Use the two labeled points $(-2,5)$ and $(6,-1)$ to find the slope and intercept of the graphed line, then call it $g(x)$ .

Isolate $f(2x-1)$ first

From $g(x)=2f(2x-1)-2x+1$ , add $2x-1$ to both sides and then divide by $2$ to get an expression for $f(2x-1)$ .

Use a substitution for the input

Let $t=2x-1$ so the left side becomes $f(t)$ . Don’t forget that this also means $x=\frac{t+1}{2}$ wherever $x$ appears inside $g(x)$ .

Desmos Guide

Define the graphed line $g(x)$

Use the two points $(-2,5)$ and $(6,-1)$ to compute the slope and intercept, then enter $g(x)=-\tfrac34x+\tfrac72$ .

Rewrite $f$ using a substitution

Let the input to $f$ be $x$ (playing the role of $t$ ). Since $t=2u-1$ , we have $u=\frac{x+1}{2}$ , so enter

f(x)=\frac{g\left(\frac{x+1}{2}\right)+x}{2}.

Match to an answer choice

Desmos will simplify $f(x)$ to a linear expression. Compare it directly to the four choices to select the matching equation.

Step-by-step Explanation

Find the equation of the graphed line

Using points $(-2,5)$ and $(6,-1)$ , the slope is

m=\frac{-1-5}{6-(-2)}=\frac{-6}{8}=-\tfrac34.
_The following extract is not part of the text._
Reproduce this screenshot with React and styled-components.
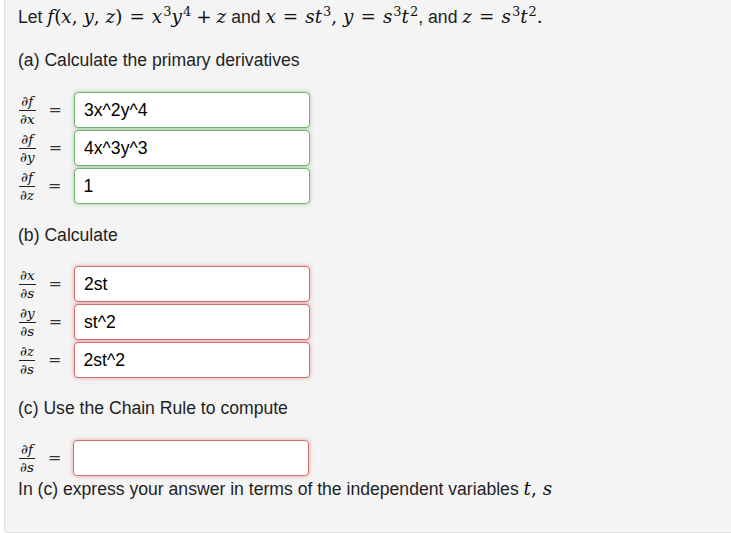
import React from "react";
import styled, { createGlobalStyle } from "styled-components";

const GlobalStyle = createGlobalStyle`
  html, body {
    margin: 0;
    padding: 0;
    background: #ffffff;
    overflow: hidden;
  }
  body {
    font-family: "Liberation Sans", Arial, sans-serif;
  }
`;

const Panel = styled.div`
  margin-left: 4px;
  width: 760px;
  background: #f4f4f4;
  border: 1px solid #e0e0e0;
  border-top: none;
  border-radius: 0 0 0 4px;
  padding: 0 0 33px 13px;
  box-sizing: border-box;
  display: flex;
  flex-direction: column;
  color: #1f1f1f;
  font-size: 17.6px;
`;

const Line = styled.div`
  line-height: 20px;
  height: 20px;
  white-space: nowrap;
  margin-top: ${(p) => p.$top}px;
`;

const Math = styled.span`
  font-family: "DejaVu Serif", "Liberation Serif", serif;
  font-size: 18.4px;
  color: #111;
`;

const V = styled.i`
  font-style: italic;
`;

const Sup = styled.sup`
  font-size: 13px;
  line-height: 0;
  vertical-align: 7px;
  margin-left: 1px;
`;

const Op = styled.span`
  margin: 0 ${(p) => p.$gap || 7}px;
`;

const Rows = styled.div`
  display: flex;
  flex-direction: column;
  gap: 2px;
  margin-top: ${(p) => p.$top}px;
`;

const Row = styled.div`
  display: flex;
  align-items: center;
  height: 36px;
`;

const Frac = styled.span`
  display: inline-flex;
  flex-direction: column;
  align-items: center;
  font-family: "DejaVu Serif", "Liberation Serif", serif;
  font-style: italic;
  font-size: 13.5px;
  line-height: 13px;
  color: #111;
  padding: 0 1px;
`;

const Num = styled.span`
  padding: 0 1px 2px;
`;

const Den = styled.span`
  padding: 2px 1px 0;
  border-top: 1px solid #222;
  align-self: stretch;
  text-align: center;
`;

const Equals = styled.span`
  font-family: "DejaVu Serif", "Liberation Serif", serif;
  font-size: 16px;
  color: #333;
  margin: 0 12px 0 12px;
  line-height: 1;
`;

const Answer = styled.div`
  width: 236px;
  height: 36px;
  box-sizing: border-box;
  border-radius: 4px;
  background: #ffffff;
  border: 1px solid ${(p) => (p.$ok ? "#74b374" : "#d46f6f")};
  box-shadow: 0 0 4px
    ${(p) => (p.$ok ? "rgba(60, 150, 60, 0.45)" : "rgba(210, 60, 60, 0.45)")};
  padding-left: 9px;
  display: flex;
  align-items: center;
  font-size: 17.6px;
  color: #000;
`;

const Fraction = ({ top, bottom }) => (
  <Frac>
    <Num>∂{top}</Num>
    <Den>∂{bottom}</Den>
  </Frac>
);

const AnswerRow = ({ top, bottom, value, ok }) => (
  <Row>
    <Fraction top={top} bottom={bottom} />
    <Equals>=</Equals>
    <Answer $ok={ok}>{value}</Answer>
  </Row>
);

export default function App() {
  return (
    <>
      <GlobalStyle />
      <Panel>
        <Line $top={7}>
          Let{" "}
          <Math>
            <V>f</V>(<V>x</V>, <V>y</V>, <V>z</V>)<Op>=</Op>
            <V>x</V>
            <Sup>3</Sup>
            <V>y</V>
            <Sup>4</Sup>
            <Op $gap={5}>+</Op>
            <V>z</V>
          </Math>{" "}
          and{" "}
          <Math>
            <V>x</V>
            <Op>=</Op>
            <V>st</V>
            <Sup>3</Sup>, <V>y</V>
            <Op>=</Op>
            <V>s</V>
            <Sup>3</Sup>
            <V>t</V>
            <Sup>2</Sup>
          </Math>
          , and{" "}
          <Math>
            <V>z</V>
            <Op>=</Op>
            <V>s</V>
            <Sup>3</Sup>
            <V>t</V>
            <Sup>2</Sup>.
          </Math>
        </Line>

        <Line $top={23}>(a) Calculate the primary derivatives</Line>
        <Rows $top={22}>
          <AnswerRow top="f" bottom="x" value="3x^2y^4" ok />
          <AnswerRow top="f" bottom="y" value="4x^3y^3" ok />
          <AnswerRow top="f" bottom="z" value="1" ok />
        </Rows>

        <Line $top={21}>(b) Calculate</Line>
        <Rows $top={21}>
          <AnswerRow top="x" bottom="s" value="2st" />
          <AnswerRow top="y" bottom="s" value="st^2" />
          <AnswerRow top="z" bottom="s" value="2st^2" />
        </Rows>

        <Line $top={20}>(c) Use the Chain Rule to compute</Line>
        <Rows $top={22}>
          <AnswerRow top="f" bottom="s" value="" />
        </Rows>

        <Line $top={3}>
          In (c) express your answer in terms of the independent variables{" "}
          <Math>
            <V>t</V>, <V>s</V>
          </Math>
        </Line>
      </Panel>
    </>
  );
}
Using $(-2,5)$ to find $b$ :

5=\left(-\tfrac34\right)(-2)+b=\tfrac32+b \implies b=\tfrac72.

So the graphed line is $g(x)=-\tfrac34x+\tfrac72$ .

Isolate the function expression

The graph shows

g(x)=2f(2x-1)-2x+1.

Solve for $f(2x-1)$ :

2f(2x-1)=g(x)+2x-1 \implies f(2x-1)=\frac{g(x)+2x-1}{2}.

Substitute a new variable for the input to $f$

Let $t=2x-1$ . Then $x=\frac{t+1}{2}$ and

f(t)=\frac{g\left(\frac{t+1}{2}\right)+t}{2}

because $2x-1=t$ .

Compute $g\left(\frac{t+1}{2}\right)$ and simplify

Compute

\begin{aligned} g\left(\frac{t+1}{2}\right) &=-\tfrac34\left(\frac{t+1}{2}\right)+\tfrac72 \\ &=-\tfrac38(t+1)+\tfrac72 \\ &=-\tfrac38t-\tfrac38+\tfrac{28}{8} \\ &=-\tfrac38t+\tfrac{25}{8}. \end{aligned}

Then

\begin{aligned} f(t) &=\frac{\left(-\tfrac38t+\tfrac{25}{8}\right)+t}{2} \\ &=\frac{\tfrac58t+\tfrac{25}{8}}{2}. \end{aligned}

State the final equation for $f$

f(t)=\tfrac{5}{16}t+\tfrac{25}{16}.

Renaming $t$ as $x$ , $f(x)=\tfrac{5}{16}x+\tfrac{25}{16}$ .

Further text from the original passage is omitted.